• [Your goal] Search the material below for the string "TypeScript" and extract each line that has it.

• [Listing]
______

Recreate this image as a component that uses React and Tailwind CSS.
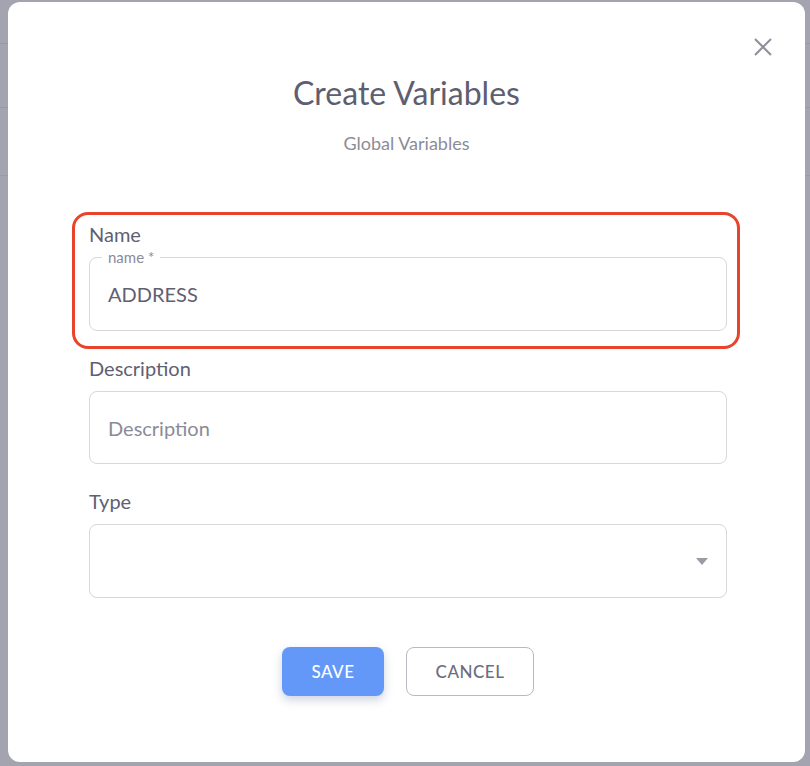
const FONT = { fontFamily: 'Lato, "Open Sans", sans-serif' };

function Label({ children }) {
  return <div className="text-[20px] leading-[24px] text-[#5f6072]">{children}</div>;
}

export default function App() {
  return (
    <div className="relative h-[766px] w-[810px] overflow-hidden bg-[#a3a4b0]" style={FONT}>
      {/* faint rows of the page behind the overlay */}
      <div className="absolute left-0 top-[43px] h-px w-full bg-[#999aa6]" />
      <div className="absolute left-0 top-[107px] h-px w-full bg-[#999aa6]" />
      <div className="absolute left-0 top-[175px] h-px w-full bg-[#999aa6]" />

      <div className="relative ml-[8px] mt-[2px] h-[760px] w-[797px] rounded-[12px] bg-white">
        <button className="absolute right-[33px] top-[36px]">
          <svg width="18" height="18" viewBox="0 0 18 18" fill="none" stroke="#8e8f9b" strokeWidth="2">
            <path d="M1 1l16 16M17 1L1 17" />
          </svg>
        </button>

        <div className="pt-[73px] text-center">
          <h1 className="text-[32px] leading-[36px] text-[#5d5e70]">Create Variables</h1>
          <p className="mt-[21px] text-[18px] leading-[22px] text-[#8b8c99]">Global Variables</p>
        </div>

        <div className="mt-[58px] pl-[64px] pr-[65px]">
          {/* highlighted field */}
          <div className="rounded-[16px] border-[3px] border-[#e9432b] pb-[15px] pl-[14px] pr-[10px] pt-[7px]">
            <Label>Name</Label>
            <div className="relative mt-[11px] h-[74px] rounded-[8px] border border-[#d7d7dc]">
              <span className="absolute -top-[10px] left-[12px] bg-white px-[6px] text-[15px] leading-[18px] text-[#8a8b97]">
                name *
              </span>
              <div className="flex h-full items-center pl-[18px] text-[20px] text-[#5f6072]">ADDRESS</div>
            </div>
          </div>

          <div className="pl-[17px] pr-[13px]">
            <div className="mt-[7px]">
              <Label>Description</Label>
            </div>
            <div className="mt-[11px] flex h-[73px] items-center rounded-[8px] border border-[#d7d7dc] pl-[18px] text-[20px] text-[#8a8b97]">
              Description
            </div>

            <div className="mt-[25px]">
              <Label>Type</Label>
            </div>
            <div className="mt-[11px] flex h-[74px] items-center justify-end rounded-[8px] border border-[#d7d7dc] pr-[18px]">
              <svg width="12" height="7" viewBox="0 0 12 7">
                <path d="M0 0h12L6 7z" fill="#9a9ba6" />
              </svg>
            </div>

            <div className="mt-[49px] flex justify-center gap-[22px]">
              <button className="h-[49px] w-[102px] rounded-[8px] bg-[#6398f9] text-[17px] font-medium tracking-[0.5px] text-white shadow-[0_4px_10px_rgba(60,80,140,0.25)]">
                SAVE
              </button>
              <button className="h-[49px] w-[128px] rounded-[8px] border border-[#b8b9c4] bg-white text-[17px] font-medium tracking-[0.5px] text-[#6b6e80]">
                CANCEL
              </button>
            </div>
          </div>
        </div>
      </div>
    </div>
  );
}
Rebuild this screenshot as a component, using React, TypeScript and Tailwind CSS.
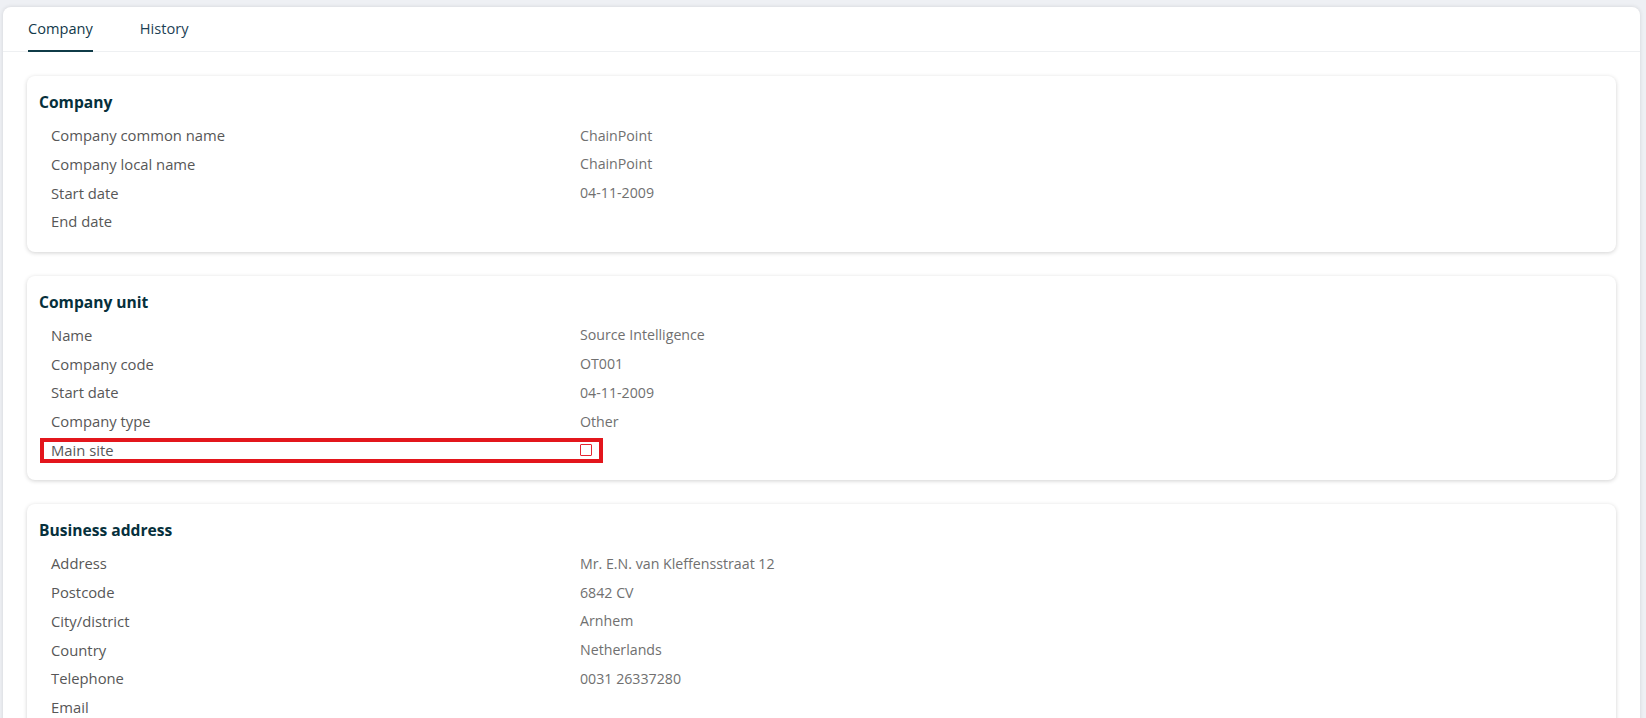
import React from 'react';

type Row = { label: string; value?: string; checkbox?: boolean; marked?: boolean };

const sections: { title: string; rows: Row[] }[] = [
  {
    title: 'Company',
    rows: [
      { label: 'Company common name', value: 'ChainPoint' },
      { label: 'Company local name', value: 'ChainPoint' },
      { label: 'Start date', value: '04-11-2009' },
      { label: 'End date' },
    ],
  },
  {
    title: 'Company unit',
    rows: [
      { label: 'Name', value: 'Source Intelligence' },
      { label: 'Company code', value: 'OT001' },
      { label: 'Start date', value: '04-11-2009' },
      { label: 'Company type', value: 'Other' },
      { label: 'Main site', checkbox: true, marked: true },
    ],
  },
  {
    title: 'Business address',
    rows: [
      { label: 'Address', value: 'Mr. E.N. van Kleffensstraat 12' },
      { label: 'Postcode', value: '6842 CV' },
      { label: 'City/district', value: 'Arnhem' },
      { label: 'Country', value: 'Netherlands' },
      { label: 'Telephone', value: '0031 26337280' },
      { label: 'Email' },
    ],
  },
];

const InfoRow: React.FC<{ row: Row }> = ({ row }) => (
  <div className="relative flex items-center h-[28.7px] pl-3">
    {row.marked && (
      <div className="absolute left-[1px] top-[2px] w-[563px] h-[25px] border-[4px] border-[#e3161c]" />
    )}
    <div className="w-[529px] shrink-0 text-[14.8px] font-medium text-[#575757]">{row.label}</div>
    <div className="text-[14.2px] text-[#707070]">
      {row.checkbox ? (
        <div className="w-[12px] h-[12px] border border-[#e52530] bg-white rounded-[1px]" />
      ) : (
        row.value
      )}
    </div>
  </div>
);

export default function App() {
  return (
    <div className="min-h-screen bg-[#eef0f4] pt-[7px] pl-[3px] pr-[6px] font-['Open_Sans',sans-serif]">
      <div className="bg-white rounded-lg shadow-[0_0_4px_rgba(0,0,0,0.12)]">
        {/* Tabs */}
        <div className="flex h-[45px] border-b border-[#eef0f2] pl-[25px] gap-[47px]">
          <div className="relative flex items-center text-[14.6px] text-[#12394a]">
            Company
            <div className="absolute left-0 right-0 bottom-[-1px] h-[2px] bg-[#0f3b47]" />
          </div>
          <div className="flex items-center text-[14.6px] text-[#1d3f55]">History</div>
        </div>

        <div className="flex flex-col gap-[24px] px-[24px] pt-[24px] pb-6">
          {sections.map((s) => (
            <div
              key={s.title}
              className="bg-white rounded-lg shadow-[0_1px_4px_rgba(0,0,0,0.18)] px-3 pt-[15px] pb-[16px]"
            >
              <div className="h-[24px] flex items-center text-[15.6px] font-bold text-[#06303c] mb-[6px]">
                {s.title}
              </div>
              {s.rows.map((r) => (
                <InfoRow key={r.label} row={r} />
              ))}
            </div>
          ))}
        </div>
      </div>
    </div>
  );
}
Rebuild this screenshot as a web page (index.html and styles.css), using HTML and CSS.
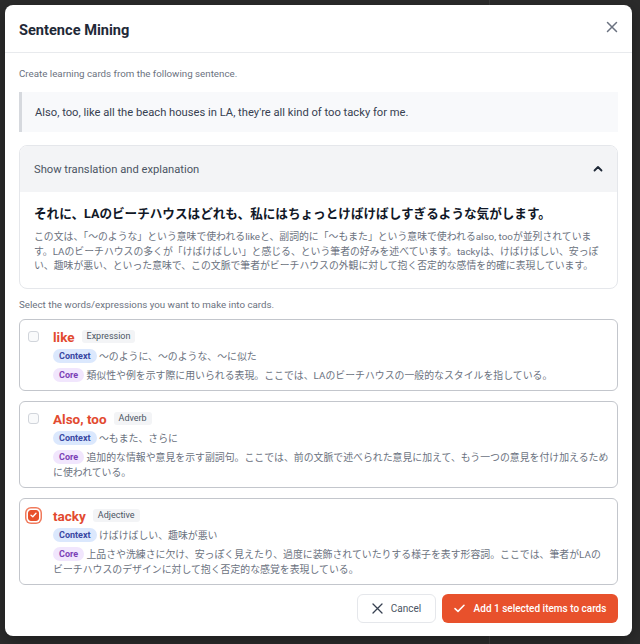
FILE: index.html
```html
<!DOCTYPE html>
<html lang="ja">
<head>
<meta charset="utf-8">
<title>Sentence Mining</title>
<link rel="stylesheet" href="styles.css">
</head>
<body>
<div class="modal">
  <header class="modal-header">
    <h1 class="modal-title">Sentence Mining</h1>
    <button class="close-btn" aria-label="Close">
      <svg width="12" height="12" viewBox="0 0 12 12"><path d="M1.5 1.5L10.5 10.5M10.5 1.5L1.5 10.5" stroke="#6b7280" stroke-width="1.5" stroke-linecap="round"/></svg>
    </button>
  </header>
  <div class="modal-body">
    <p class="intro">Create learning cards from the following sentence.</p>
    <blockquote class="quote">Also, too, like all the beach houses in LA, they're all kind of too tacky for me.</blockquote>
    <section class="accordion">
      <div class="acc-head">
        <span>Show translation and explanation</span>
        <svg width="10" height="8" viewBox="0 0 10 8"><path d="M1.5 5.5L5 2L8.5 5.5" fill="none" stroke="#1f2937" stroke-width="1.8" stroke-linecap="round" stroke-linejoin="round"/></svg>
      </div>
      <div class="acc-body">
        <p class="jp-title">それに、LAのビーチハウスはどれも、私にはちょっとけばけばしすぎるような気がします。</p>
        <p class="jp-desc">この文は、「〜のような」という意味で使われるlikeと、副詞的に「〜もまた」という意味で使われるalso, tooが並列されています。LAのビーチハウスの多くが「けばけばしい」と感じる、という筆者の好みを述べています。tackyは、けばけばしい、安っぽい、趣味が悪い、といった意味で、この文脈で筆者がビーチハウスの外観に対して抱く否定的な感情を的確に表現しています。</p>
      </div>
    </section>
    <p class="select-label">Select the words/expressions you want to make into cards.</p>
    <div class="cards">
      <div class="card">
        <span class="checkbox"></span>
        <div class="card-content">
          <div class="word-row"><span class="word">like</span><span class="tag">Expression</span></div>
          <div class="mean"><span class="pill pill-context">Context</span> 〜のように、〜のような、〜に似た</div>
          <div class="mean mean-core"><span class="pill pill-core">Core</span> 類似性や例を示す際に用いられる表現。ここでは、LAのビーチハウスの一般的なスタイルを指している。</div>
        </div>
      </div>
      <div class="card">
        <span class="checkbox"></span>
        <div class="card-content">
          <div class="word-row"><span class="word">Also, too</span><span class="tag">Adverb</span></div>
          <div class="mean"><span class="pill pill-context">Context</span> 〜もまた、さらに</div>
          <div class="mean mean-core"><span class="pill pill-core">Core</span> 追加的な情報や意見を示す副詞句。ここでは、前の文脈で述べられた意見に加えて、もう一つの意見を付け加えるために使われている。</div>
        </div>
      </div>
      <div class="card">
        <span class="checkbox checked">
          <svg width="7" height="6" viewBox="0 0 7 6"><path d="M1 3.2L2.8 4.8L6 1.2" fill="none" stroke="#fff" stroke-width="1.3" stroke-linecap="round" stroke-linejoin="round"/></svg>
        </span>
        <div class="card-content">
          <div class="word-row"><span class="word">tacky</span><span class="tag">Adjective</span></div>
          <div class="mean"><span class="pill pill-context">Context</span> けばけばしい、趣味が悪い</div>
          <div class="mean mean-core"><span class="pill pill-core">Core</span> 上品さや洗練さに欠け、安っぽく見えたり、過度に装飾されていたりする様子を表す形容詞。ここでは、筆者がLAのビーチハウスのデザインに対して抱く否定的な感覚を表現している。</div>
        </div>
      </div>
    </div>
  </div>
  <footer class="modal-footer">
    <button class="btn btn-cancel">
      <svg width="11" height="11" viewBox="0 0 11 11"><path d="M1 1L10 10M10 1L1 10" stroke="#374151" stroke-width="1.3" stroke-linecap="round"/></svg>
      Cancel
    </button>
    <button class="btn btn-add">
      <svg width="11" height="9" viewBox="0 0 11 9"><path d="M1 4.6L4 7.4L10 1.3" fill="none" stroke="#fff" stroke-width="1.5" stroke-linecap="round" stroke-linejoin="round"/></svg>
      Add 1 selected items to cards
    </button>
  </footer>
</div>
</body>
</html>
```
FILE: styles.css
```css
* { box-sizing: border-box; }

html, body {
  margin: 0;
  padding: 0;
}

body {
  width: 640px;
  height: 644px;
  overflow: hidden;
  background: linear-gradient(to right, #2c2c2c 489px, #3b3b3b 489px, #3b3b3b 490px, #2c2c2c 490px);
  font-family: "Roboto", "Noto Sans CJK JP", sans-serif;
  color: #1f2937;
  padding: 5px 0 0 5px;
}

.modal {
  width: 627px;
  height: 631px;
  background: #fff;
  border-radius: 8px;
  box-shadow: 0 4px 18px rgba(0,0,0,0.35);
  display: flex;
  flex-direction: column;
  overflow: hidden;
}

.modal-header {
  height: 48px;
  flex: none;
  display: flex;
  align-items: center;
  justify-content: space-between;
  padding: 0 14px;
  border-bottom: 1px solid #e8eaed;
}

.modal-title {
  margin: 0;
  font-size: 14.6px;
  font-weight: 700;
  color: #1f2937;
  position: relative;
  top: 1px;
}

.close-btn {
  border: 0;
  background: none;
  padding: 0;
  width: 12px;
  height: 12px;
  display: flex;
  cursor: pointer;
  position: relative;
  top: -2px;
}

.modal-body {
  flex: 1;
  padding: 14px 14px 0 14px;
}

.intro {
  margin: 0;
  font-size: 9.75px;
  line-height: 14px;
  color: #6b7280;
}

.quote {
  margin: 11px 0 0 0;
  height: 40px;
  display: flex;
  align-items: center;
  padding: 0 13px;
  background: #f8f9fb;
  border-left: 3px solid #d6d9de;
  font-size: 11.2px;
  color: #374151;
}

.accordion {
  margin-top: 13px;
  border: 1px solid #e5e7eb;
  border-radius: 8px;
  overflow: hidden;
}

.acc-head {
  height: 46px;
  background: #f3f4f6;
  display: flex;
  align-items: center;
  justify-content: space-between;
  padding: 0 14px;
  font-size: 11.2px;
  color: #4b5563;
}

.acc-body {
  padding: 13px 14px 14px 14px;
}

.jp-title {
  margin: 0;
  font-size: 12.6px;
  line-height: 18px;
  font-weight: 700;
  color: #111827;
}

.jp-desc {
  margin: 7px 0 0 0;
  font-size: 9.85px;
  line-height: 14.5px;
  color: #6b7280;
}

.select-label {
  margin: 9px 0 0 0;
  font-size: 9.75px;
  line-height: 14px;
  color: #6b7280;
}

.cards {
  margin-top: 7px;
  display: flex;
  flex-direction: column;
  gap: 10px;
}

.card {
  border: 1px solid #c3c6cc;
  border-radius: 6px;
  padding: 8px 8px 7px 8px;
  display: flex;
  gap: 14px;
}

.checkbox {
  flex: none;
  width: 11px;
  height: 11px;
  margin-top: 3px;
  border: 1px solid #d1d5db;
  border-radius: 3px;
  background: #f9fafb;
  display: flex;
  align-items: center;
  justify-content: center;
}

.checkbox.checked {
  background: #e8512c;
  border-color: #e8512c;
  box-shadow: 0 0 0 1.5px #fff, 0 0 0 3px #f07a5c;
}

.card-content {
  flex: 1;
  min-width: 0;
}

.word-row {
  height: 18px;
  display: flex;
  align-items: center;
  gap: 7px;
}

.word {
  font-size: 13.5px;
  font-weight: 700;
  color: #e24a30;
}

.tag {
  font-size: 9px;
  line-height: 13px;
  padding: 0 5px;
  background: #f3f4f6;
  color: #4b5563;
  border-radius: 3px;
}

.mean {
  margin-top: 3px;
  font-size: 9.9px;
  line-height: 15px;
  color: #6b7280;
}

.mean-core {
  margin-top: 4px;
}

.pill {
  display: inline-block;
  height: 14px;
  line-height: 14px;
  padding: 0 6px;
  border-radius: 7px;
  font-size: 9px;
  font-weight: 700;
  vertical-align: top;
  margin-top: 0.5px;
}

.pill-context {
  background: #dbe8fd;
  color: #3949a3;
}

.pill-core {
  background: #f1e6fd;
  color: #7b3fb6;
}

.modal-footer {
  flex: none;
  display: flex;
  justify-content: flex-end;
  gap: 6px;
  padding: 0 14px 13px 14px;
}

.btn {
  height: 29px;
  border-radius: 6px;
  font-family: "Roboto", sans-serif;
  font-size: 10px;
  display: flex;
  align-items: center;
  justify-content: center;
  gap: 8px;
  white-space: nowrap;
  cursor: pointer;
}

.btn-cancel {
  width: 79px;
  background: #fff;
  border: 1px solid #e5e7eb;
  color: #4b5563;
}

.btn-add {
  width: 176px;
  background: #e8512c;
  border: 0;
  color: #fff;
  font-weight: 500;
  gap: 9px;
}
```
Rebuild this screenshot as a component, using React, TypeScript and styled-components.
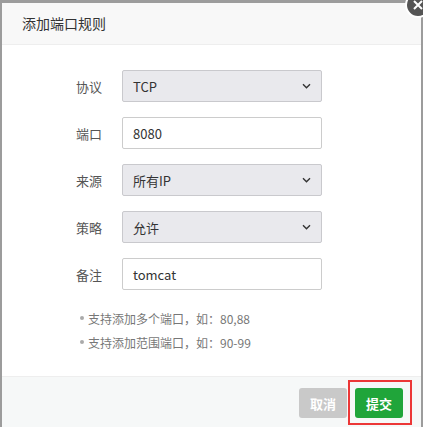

______

• [The response]
Rebuild this screenshot as a component, using React, TypeScript and Tailwind CSS.
Rebuild this screenshot as a component, using React, TypeScript and styled-components.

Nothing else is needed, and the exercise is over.